Une autre façon de naître au monde

une autre façon de naître au monde

En vivant des expériences sensorielles très diverses, les enfants autistes ont un accès complexifié à l’apprentissage traditionnel. Pour Clément Moreau, psychologue clinicien à Ivry-sur-Seine, il est nécessaire de mieux comprendre ces spécificités.

Un doigt désigne l'oreille d'un très jeune enfant.
© Tung256 de Pixabay
Sensorialité infantile

Clément Moreau a passé dix années en pédopsychiatrie, auprès d’enfants présentant des Troubles du spectre de l’autisme (TSA). Aujourd’hui, il entame des travaux de recherche sur ce qu’il pense être une « clé de compréhension essentielle des comportements et des difficultés connues par de nombreux enfants autistes : les spécificités sensorielles ». En effet, ces enfants ne perçoivent pas toujours les informations sensorielles de la même manière. Cette particularité influe inévitablement sur leur façon de se construire et d’interagir. Pourtant, les spécificités sensorielles ne sont pas toujours bien prises en compte dans le diagnostic et l’accompagnement des TSA.

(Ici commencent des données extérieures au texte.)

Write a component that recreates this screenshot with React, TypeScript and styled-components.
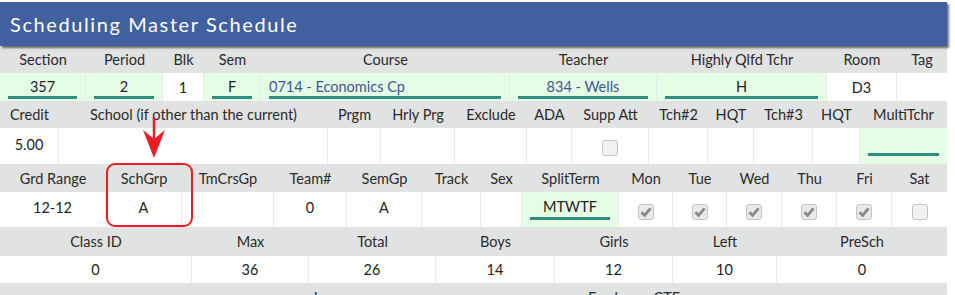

Des spécificités sensorielles

L’autisme est généralement associé à une hypersensibilité, c’est-à-dire à une réaction excessive à un stimulus sensoriel précis, ou au contraire à une absence ou faible réaction. Mais les expériences sensorielles que peuvent vivre des enfants autistes sont aussi diverses que leurs perceptions du monde. Perception fragmentée, différée, intolérance sensorielle, fascination… Les manières de qualifier ces expériences sont nombreuses. Ces particularités peuvent toucher aussi bien la vue, l’ouïe, l’odorat, le toucher, le goût, que la perception de son corps dans l’espace (proprioception) ou le sens du mouvement et de l’équilibre (système vestibulaire). Les expériences qui en découlent peuvent être désagréables voire douloureuses, et entraîner, par exemple, un inconfort à porter des vêtements ou à regarder une personne dans les yeux. Mais, comme le rappelle le psychologue, « il peut y avoir des sensibilités douloureuses comme agréables, c’est le cas notamment des fascinations ».

Un apprentissage impacté

Or, comme le dit Clément Moreau : « Lorsqu’on entend, perçoit les lumières, ou sent les odeurs différemment, plus intensément ou non, alors, le monde et son propre corps sont accessibles différemment ». Les enfants construisent leur cognition et leur rapport aux autres en se basant sur leurs perceptions sensorielles. Pour faire face à un monde qui ne leur est pas forcément adapté, ils vont devoir mettre en place des stratégies, comme se priver volontairement d’information sensorielle. Mais ces comportements pourront entraîner des retards de développement. « Ils vont, par exemple, se mettre systématiquement les mains sur les oreilles pour faire abstraction de sons parasites et se couper de la communication », nous explique le psychologue. Ces stratégies mènent parfois au développement de capacités spécifiques, comme le développement d’une vision périphérique ou d’une mémoire extrêmement forte. Certaines recherches évoquent ainsi une « intelligence autistique ».

Un environnement à adapter

Néanmoins, selon le psychologue : « Plutôt que d’idéaliser une intelligence trop souvent stéréotypée, il est nécessaire de comprendre ces différences de capacités et de penser leur intégration ». La thérapie par l’intégration sensorielle est une des approches utilisées pour penser un développement plus à l’écoute de ces spécificités. Il existe des aides techniques simples, comme l’utilisation de casques pour isoler l’enfant des bruits désagréables, ou de couvertures lestées, pour l’aider à se concentrer sur ses sensations physiques. Mais aussi des méthodes plus adaptées pour communiquer, comme le séquençage des informations données à un∙e enfant. L’idéal serait d’adapter l’environnement plutôt que les personnes et repenser l’accessibilité d’une manière générale. Par exemple, « être éduqué aux formes de communication alternatives et augmentées, comme le recours aux pictogrammes et aux signes, pour réellement intégrer les personnes qui ont des handicaps sensoriels et cognitifs variés, et ne plus faire semblant de les intégrer ».

Kimberly BONNEL

À PROPOS DE Clément moreau

Clément Moreau est psychologue clinicien dans un cabinet de psychomotricité, consultation psychologique et psychothérapie, situé à Ivry-sur-Seine. Il est spécialisé dans l’accompagnement d’enfants et adultes diagnostiqué·es TSA, l’accompagnement de personnes trans et des questionnements liés au genre et la sexualité.